## Given task
Repeat each line of the material below exactly as it appears, minus any pictures.

## Recorded data
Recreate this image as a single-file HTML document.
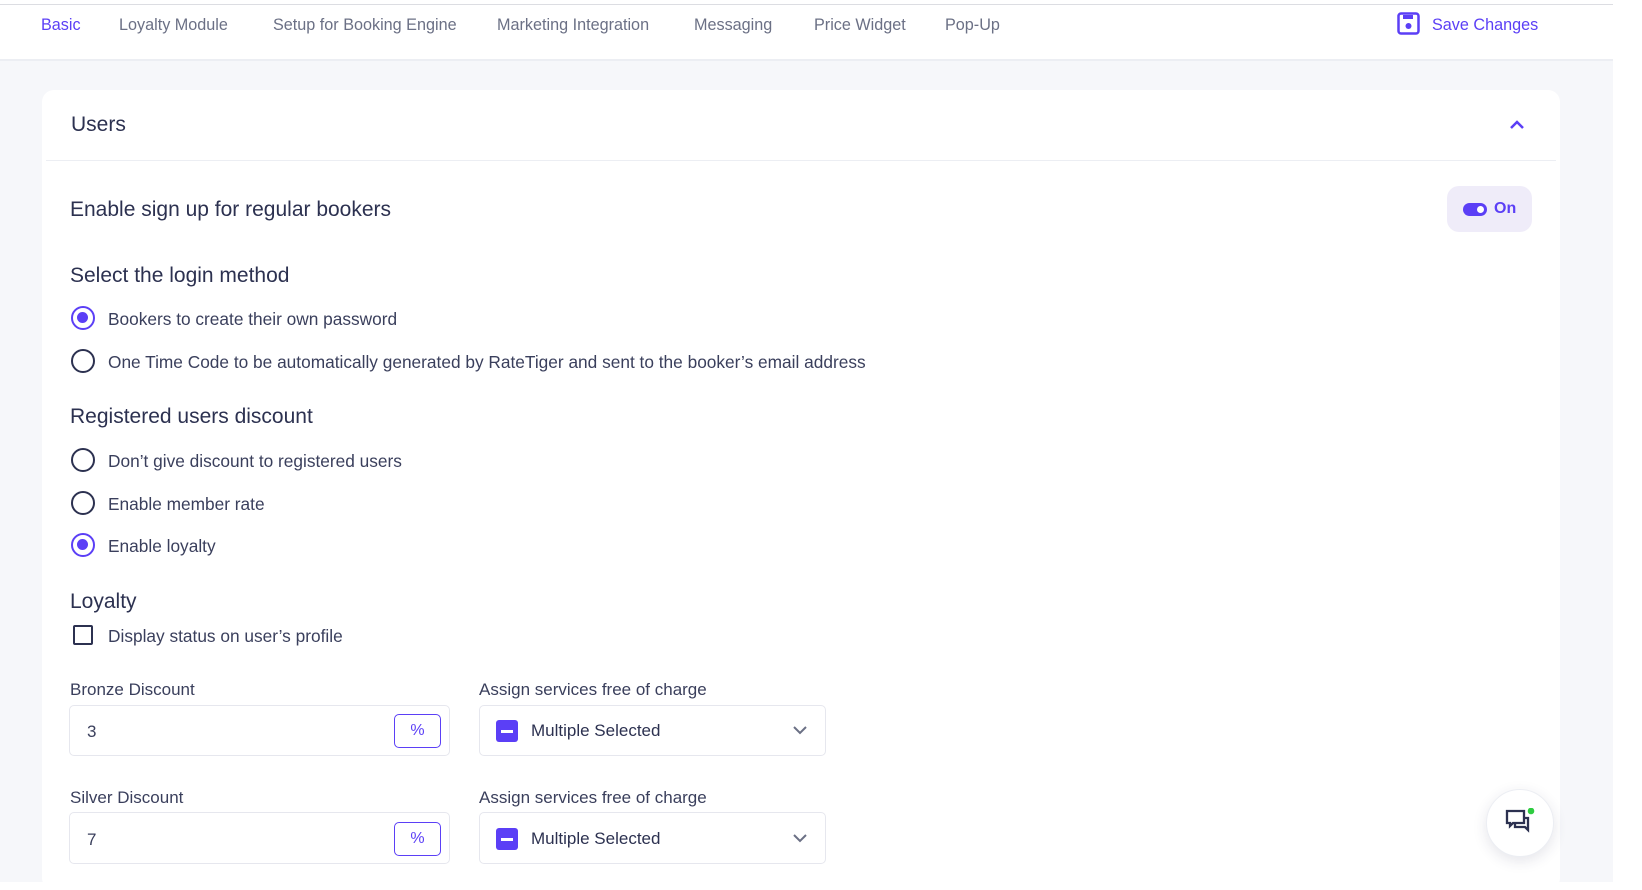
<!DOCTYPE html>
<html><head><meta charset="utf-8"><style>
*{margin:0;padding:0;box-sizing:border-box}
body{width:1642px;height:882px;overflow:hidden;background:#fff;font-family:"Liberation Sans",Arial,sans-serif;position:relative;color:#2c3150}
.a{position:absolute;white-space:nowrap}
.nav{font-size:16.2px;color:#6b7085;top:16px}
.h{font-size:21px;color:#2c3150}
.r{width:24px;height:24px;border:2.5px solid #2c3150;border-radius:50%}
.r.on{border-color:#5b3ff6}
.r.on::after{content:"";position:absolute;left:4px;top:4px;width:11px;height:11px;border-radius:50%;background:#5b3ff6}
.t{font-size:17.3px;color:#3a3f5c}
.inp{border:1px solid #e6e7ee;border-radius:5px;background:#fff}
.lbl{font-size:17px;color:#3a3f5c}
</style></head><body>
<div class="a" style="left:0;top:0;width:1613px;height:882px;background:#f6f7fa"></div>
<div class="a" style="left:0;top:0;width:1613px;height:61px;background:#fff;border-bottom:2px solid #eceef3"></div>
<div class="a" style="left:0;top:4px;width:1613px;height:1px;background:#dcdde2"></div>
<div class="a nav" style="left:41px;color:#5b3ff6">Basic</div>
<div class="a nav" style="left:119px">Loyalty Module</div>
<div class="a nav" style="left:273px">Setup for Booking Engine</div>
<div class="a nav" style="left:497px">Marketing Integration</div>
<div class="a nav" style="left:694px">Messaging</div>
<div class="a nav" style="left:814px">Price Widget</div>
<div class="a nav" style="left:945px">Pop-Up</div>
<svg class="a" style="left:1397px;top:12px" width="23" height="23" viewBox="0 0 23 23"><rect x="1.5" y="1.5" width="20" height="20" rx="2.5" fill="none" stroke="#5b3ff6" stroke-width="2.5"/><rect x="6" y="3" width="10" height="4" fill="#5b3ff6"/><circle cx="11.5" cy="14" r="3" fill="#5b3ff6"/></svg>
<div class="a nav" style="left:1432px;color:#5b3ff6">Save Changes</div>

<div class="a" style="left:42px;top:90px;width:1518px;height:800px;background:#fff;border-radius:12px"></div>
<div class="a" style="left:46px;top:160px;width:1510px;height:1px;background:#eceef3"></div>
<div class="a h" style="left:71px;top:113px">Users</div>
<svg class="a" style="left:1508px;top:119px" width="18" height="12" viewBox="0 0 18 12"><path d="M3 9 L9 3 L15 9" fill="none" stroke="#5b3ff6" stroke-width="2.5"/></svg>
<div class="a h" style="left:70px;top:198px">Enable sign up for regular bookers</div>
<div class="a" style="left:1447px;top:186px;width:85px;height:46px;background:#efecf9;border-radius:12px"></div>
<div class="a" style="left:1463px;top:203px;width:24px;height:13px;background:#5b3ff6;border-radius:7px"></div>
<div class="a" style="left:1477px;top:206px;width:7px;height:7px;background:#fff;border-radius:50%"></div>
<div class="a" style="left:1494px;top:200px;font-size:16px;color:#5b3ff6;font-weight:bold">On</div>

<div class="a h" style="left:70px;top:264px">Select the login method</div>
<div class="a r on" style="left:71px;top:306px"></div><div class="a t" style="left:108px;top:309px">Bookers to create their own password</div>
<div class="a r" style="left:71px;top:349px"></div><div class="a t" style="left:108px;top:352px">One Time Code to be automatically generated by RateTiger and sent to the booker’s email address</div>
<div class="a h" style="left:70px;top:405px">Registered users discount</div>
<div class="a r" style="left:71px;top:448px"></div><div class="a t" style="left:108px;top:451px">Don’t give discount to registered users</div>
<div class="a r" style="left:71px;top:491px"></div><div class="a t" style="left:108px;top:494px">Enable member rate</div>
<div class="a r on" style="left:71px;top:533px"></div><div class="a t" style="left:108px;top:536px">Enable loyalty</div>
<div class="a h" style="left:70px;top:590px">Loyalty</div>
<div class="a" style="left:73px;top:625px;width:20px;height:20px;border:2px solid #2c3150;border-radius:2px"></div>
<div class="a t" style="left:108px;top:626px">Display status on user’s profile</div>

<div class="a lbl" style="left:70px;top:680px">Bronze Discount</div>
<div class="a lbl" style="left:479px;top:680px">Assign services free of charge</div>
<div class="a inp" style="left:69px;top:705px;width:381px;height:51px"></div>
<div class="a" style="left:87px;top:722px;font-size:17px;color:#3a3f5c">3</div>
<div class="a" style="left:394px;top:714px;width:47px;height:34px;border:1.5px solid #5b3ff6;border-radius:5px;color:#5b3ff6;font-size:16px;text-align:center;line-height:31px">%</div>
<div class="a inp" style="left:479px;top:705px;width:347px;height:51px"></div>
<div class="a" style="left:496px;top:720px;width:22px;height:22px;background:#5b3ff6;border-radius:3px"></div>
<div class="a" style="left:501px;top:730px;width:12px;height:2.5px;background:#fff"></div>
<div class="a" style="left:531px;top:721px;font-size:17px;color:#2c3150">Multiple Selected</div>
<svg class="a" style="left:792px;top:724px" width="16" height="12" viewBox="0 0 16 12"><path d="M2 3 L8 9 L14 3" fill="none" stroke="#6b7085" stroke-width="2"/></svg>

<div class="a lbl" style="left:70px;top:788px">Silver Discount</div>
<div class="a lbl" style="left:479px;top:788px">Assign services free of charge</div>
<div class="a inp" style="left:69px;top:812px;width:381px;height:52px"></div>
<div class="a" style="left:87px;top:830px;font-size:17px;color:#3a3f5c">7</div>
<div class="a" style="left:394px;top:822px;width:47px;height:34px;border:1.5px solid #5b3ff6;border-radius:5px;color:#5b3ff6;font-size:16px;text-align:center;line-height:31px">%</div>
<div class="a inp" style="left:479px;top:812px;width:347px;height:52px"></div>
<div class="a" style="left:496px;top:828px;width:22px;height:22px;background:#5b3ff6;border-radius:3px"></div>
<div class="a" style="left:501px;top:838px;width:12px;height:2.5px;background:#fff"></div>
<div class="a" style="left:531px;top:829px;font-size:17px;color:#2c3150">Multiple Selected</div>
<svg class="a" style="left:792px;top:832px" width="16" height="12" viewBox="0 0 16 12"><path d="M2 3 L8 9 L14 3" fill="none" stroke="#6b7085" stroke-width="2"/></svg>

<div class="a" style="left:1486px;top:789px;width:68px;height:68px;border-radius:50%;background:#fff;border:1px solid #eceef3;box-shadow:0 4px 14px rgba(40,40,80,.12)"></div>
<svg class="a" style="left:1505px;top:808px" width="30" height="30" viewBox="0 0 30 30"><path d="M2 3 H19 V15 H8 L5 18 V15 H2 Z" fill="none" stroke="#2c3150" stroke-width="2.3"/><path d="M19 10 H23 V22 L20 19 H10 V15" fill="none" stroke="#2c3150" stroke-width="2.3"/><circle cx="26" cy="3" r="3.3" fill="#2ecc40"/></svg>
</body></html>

## Correct response
Recreate this image as a single-file HTML document.
<!DOCTYPE html>
<html><head><meta charset="utf-8"><style>
*{margin:0;padding:0;box-sizing:border-box}
body{width:1642px;height:882px;overflow:hidden;background:#fff;font-family:"Liberation Sans",Arial,sans-serif;position:relative;color:#2c3150}
.a{position:absolute;white-space:nowrap}
.nav{font-size:16.2px;color:#6b7085;top:16px}
.h{font-size:21px;color:#2c3150}
.r{width:24px;height:24px;border:2.5px solid #2c3150;border-radius:50%}
.r.on{border-color:#5b3ff6}
.r.on::after{content:"";position:absolute;left:4px;top:4px;width:11px;height:11px;border-radius:50%;background:#5b3ff6}
.t{font-size:17.3px;color:#3a3f5c}
.inp{border:1px solid #e6e7ee;border-radius:5px;background:#fff}
.lbl{font-size:17px;color:#3a3f5c}
</style></head><body>
<div class="a" style="left:0;top:0;width:1613px;height:882px;background:#f6f7fa"></div>
<div class="a" style="left:0;top:0;width:1613px;height:61px;background:#fff;border-bottom:2px solid #eceef3"></div>
<div class="a" style="left:0;top:4px;width:1613px;height:1px;background:#dcdde2"></div>
<div class="a nav" style="left:41px;color:#5b3ff6">Basic</div>
<div class="a nav" style="left:119px">Loyalty Module</div>
<div class="a nav" style="left:273px">Setup for Booking Engine</div>
<div class="a nav" style="left:497px">Marketing Integration</div>
<div class="a nav" style="left:694px">Messaging</div>
<div class="a nav" style="left:814px">Price Widget</div>
<div class="a nav" style="left:945px">Pop-Up</div>
<svg class="a" style="left:1397px;top:12px" width="23" height="23" viewBox="0 0 23 23"><rect x="1.5" y="1.5" width="20" height="20" rx="2.5" fill="none" stroke="#5b3ff6" stroke-width="2.5"/><rect x="6" y="3" width="10" height="4" fill="#5b3ff6"/><circle cx="11.5" cy="14" r="3" fill="#5b3ff6"/></svg>
<div class="a nav" style="left:1432px;color:#5b3ff6">Save Changes</div>

<div class="a" style="left:42px;top:90px;width:1518px;height:800px;background:#fff;border-radius:12px"></div>
<div class="a" style="left:46px;top:160px;width:1510px;height:1px;background:#eceef3"></div>
<div class="a h" style="left:71px;top:113px">Users</div>
<svg class="a" style="left:1508px;top:119px" width="18" height="12" viewBox="0 0 18 12"><path d="M3 9 L9 3 L15 9" fill="none" stroke="#5b3ff6" stroke-width="2.5"/></svg>
<div class="a h" style="left:70px;top:198px">Enable sign up for regular bookers</div>
<div class="a" style="left:1447px;top:186px;width:85px;height:46px;background:#efecf9;border-radius:12px"></div>
<div class="a" style="left:1463px;top:203px;width:24px;height:13px;background:#5b3ff6;border-radius:7px"></div>
<div class="a" style="left:1477px;top:206px;width:7px;height:7px;background:#fff;border-radius:50%"></div>
<div class="a" style="left:1494px;top:200px;font-size:16px;color:#5b3ff6;font-weight:bold">On</div>

<div class="a h" style="left:70px;top:264px">Select the login method</div>
<div class="a r on" style="left:71px;top:306px"></div><div class="a t" style="left:108px;top:309px">Bookers to create their own password</div>
<div class="a r" style="left:71px;top:349px"></div><div class="a t" style="left:108px;top:352px">One Time Code to be automatically generated by RateTiger and sent to the booker’s email address</div>
<div class="a h" style="left:70px;top:405px">Registered users discount</div>
<div class="a r" style="left:71px;top:448px"></div><div class="a t" style="left:108px;top:451px">Don’t give discount to registered users</div>
<div class="a r" style="left:71px;top:491px"></div><div class="a t" style="left:108px;top:494px">Enable member rate</div>
<div class="a r on" style="left:71px;top:533px"></div><div class="a t" style="left:108px;top:536px">Enable loyalty</div>
<div class="a h" style="left:70px;top:590px">Loyalty</div>
<div class="a" style="left:73px;top:625px;width:20px;height:20px;border:2px solid #2c3150;border-radius:2px"></div>
<div class="a t" style="left:108px;top:626px">Display status on user’s profile</div>

<div class="a lbl" style="left:70px;top:680px">Bronze Discount</div>
<div class="a lbl" style="left:479px;top:680px">Assign services free of charge</div>
<div class="a inp" style="left:69px;top:705px;width:381px;height:51px"></div>
<div class="a" style="left:87px;top:722px;font-size:17px;color:#3a3f5c">3</div>
<div class="a" style="left:394px;top:714px;width:47px;height:34px;border:1.5px solid #5b3ff6;border-radius:5px;color:#5b3ff6;font-size:16px;text-align:center;line-height:31px">%</div>
<div class="a inp" style="left:479px;top:705px;width:347px;height:51px"></div>
<div class="a" style="left:496px;top:720px;width:22px;height:22px;background:#5b3ff6;border-radius:3px"></div>
<div class="a" style="left:501px;top:730px;width:12px;height:2.5px;background:#fff"></div>
<div class="a" style="left:531px;top:721px;font-size:17px;color:#2c3150">Multiple Selected</div>
<svg class="a" style="left:792px;top:724px" width="16" height="12" viewBox="0 0 16 12"><path d="M2 3 L8 9 L14 3" fill="none" stroke="#6b7085" stroke-width="2"/></svg>

<div class="a lbl" style="left:70px;top:788px">Silver Discount</div>
<div class="a lbl" style="left:479px;top:788px">Assign services free of charge</div>
<div class="a inp" style="left:69px;top:812px;width:381px;height:52px"></div>
<div class="a" style="left:87px;top:830px;font-size:17px;color:#3a3f5c">7</div>
<div class="a" style="left:394px;top:822px;width:47px;height:34px;border:1.5px solid #5b3ff6;border-radius:5px;color:#5b3ff6;font-size:16px;text-align:center;line-height:31px">%</div>
<div class="a inp" style="left:479px;top:812px;width:347px;height:52px"></div>
<div class="a" style="left:496px;top:828px;width:22px;height:22px;background:#5b3ff6;border-radius:3px"></div>
<div class="a" style="left:501px;top:838px;width:12px;height:2.5px;background:#fff"></div>
<div class="a" style="left:531px;top:829px;font-size:17px;color:#2c3150">Multiple Selected</div>
<svg class="a" style="left:792px;top:832px" width="16" height="12" viewBox="0 0 16 12"><path d="M2 3 L8 9 L14 3" fill="none" stroke="#6b7085" stroke-width="2"/></svg>

<div class="a" style="left:1486px;top:789px;width:68px;height:68px;border-radius:50%;background:#fff;border:1px solid #eceef3;box-shadow:0 4px 14px rgba(40,40,80,.12)"></div>
<svg class="a" style="left:1505px;top:808px" width="30" height="30" viewBox="0 0 30 30"><path d="M2 3 H19 V15 H8 L5 18 V15 H2 Z" fill="none" stroke="#2c3150" stroke-width="2.3"/><path d="M19 10 H23 V22 L20 19 H10 V15" fill="none" stroke="#2c3150" stroke-width="2.3"/><circle cx="26" cy="3" r="3.3" fill="#2ecc40"/></svg>
</body></html>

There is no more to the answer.